_Problem details_
From the entries below, gather each line containing the word "screenshot".

Records with interface code:

* BEGIN *

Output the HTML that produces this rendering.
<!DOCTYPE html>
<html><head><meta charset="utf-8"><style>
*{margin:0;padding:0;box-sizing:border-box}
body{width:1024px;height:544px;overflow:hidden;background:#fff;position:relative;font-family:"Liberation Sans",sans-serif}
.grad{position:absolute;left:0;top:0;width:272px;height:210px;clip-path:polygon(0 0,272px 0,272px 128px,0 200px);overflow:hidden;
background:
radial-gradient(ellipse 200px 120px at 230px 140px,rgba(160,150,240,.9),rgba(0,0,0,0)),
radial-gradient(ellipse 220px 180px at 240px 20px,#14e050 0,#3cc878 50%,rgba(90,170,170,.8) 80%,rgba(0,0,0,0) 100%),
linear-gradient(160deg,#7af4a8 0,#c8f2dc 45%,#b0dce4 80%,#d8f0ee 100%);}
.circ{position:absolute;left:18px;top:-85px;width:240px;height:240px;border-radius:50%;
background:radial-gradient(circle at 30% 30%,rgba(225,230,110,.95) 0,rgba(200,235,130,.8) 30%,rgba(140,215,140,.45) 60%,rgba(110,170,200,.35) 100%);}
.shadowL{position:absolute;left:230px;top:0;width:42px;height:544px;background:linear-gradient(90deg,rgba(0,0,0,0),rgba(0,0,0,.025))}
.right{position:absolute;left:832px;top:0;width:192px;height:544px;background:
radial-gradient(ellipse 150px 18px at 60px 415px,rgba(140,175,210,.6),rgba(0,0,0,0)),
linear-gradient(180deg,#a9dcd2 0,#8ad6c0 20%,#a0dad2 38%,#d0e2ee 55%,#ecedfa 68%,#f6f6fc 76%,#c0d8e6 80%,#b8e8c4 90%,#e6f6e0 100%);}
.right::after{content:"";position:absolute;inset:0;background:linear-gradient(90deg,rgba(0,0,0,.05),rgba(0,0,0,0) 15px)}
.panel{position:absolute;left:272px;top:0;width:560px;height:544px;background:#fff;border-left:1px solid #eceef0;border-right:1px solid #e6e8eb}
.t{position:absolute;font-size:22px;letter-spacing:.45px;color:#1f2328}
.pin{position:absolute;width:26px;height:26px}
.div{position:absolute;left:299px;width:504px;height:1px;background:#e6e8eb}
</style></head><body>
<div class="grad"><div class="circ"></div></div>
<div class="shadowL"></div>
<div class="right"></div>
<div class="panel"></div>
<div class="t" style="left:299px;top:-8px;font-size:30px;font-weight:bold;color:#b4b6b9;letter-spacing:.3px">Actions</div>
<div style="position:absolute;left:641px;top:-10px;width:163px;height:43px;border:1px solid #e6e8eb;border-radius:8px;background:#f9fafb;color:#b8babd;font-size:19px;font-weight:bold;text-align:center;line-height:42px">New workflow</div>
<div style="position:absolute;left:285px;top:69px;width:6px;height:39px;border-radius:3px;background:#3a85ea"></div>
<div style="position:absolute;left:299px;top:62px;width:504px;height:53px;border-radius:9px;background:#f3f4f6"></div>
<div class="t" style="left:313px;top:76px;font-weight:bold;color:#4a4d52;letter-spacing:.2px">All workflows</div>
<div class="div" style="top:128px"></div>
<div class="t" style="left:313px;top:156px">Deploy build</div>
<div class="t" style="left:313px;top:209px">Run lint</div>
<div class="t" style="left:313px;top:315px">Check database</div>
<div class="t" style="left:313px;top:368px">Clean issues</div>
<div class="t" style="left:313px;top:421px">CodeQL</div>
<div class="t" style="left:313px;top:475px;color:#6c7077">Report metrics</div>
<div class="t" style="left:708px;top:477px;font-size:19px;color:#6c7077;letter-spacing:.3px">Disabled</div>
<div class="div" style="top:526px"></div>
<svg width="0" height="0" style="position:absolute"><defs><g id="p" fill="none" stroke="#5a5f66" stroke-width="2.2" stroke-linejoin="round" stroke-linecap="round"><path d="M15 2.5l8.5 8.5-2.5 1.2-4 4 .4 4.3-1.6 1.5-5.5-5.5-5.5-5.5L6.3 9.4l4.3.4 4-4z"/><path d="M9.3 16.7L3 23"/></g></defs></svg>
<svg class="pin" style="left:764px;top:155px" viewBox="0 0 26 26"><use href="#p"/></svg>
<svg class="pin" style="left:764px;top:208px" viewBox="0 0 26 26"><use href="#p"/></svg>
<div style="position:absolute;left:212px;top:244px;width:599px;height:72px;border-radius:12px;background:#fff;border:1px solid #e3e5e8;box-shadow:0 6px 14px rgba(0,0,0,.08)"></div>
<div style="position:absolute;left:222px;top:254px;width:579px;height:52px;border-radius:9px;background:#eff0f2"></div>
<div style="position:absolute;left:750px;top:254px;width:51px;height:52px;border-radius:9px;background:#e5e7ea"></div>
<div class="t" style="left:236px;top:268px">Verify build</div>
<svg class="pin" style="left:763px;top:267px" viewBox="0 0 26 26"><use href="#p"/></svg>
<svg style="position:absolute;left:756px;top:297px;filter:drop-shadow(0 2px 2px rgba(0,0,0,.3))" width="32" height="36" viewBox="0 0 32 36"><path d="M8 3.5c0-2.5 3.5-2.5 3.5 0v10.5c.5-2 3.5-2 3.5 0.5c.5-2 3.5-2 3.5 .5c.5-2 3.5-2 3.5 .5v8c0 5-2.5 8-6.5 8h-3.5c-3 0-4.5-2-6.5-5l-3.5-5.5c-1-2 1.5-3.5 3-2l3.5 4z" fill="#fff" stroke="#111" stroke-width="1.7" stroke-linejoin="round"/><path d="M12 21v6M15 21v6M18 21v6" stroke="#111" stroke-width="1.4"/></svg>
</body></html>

* END *
* BEGIN *

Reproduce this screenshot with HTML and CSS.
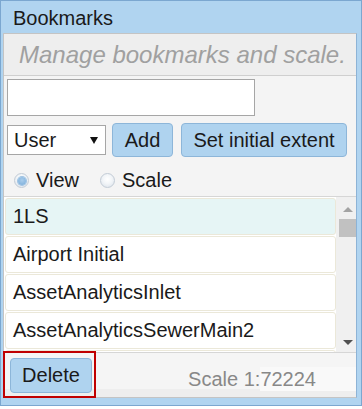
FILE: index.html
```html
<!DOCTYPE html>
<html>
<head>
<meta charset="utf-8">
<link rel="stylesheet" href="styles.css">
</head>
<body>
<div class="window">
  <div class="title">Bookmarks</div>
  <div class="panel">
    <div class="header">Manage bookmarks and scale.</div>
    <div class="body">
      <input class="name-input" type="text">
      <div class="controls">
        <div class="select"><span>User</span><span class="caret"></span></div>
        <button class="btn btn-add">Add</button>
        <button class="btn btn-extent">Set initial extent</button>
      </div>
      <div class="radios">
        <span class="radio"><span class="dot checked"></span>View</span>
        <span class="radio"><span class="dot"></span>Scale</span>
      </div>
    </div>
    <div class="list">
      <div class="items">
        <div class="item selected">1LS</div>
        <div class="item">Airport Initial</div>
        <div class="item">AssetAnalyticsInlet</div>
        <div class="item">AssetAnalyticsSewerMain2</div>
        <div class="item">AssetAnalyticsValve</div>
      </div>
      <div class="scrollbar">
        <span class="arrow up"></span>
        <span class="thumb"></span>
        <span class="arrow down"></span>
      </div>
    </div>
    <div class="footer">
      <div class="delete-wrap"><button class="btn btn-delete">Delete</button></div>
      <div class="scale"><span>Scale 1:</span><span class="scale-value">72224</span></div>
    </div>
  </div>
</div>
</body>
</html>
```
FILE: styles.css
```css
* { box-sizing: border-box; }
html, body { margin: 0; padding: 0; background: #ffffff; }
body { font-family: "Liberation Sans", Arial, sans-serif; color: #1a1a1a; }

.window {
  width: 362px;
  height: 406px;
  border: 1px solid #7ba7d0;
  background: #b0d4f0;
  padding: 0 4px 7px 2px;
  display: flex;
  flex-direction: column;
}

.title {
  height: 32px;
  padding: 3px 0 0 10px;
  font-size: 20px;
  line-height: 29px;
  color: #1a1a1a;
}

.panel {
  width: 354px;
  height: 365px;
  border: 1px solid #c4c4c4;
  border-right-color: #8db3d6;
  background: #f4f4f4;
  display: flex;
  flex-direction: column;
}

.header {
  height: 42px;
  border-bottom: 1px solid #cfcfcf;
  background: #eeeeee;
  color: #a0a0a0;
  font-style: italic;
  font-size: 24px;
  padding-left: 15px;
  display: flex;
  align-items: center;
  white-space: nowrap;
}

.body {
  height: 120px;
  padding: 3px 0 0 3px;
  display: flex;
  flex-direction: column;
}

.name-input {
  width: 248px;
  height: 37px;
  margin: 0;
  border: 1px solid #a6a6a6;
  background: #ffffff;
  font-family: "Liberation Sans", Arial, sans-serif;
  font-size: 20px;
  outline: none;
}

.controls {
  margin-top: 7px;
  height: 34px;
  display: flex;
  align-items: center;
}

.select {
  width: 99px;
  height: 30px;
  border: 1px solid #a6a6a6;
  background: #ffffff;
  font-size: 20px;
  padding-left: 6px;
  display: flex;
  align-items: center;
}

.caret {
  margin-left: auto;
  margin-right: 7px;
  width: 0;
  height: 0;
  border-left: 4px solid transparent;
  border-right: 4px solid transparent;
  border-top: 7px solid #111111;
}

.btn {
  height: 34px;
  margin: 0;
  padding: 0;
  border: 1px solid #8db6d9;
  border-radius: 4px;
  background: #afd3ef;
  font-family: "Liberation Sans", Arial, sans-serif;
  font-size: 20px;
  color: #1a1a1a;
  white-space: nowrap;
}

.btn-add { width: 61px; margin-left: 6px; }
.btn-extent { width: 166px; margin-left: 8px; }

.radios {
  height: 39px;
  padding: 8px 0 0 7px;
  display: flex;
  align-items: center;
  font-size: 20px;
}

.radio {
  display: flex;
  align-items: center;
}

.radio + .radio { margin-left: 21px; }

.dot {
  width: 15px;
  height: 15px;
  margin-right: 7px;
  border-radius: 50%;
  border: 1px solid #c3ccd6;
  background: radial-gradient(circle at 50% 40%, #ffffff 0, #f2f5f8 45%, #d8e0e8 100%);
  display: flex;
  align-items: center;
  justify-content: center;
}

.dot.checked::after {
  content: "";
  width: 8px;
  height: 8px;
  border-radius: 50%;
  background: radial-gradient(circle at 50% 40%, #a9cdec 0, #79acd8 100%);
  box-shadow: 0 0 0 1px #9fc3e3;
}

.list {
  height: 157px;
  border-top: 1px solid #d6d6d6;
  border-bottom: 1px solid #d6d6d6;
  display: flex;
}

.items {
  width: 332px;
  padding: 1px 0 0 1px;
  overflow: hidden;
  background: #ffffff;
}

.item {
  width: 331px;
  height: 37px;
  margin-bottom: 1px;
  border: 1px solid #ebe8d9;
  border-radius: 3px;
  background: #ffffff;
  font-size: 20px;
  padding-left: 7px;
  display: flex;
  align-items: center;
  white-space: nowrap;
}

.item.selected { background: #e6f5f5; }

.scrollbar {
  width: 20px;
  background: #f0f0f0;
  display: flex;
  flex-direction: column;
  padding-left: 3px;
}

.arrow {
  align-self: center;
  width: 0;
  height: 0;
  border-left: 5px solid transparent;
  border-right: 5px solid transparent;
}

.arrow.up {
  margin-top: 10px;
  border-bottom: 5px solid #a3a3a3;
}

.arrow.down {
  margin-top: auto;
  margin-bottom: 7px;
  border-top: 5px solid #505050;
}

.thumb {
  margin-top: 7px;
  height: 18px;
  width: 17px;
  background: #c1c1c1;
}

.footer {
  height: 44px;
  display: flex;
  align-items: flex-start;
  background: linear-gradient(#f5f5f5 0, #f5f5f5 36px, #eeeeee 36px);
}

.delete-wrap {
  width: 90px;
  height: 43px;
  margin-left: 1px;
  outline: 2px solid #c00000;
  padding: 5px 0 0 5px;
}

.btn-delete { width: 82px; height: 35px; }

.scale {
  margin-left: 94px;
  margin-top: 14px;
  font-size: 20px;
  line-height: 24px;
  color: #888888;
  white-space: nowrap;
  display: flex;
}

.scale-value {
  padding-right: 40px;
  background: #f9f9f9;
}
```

* END *
* BEGIN *

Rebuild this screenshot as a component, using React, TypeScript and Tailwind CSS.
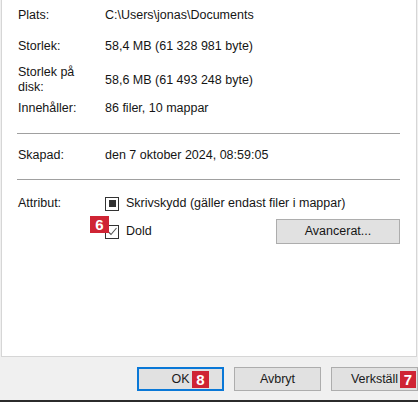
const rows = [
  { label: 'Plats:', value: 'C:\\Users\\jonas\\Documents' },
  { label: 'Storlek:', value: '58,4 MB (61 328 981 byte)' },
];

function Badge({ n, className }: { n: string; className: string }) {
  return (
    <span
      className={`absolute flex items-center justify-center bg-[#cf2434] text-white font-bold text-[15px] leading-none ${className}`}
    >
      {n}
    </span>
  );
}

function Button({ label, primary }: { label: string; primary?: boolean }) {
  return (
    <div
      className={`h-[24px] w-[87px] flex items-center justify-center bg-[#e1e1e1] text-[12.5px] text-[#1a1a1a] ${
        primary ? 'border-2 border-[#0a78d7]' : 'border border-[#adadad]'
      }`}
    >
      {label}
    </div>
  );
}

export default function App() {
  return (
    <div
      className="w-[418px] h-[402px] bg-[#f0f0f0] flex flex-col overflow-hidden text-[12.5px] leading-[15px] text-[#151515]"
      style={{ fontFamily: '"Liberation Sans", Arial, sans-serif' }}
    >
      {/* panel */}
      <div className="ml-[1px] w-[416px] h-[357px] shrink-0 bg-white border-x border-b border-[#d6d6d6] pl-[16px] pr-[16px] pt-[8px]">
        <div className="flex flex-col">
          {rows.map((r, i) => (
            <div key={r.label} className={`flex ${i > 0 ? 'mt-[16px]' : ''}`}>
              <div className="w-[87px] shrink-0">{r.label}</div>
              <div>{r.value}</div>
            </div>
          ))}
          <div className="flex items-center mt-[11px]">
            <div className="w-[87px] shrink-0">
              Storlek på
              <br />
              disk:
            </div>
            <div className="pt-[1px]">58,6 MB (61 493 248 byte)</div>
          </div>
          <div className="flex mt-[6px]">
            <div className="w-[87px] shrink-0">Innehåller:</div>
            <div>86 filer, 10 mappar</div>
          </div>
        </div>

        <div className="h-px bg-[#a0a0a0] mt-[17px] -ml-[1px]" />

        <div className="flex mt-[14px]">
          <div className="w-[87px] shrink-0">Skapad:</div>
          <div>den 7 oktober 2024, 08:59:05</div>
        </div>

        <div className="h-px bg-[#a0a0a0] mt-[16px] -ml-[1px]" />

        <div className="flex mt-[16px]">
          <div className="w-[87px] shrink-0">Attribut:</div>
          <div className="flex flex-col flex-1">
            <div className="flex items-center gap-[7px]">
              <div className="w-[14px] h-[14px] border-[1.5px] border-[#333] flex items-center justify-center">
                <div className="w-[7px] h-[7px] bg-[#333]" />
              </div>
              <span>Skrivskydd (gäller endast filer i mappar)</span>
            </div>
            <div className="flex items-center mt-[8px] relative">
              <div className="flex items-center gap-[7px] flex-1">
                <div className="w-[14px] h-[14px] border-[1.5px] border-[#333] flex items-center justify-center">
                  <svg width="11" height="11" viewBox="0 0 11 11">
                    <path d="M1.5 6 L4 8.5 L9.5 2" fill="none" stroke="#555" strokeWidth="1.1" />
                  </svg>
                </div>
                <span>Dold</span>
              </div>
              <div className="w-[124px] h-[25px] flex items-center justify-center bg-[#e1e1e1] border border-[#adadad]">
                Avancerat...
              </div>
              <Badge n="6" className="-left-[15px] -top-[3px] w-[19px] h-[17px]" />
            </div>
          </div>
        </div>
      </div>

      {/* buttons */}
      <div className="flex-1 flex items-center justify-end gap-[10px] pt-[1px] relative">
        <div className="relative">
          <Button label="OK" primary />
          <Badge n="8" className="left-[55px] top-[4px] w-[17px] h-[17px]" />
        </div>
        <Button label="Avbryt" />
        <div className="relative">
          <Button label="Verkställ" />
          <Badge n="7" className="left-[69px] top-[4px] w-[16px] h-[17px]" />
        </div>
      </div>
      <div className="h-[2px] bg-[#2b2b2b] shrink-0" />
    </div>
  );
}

* END *

_Solution to this task_
Reproduce this screenshot with HTML and CSS.
Rebuild this screenshot as a component, using React, TypeScript and Tailwind CSS.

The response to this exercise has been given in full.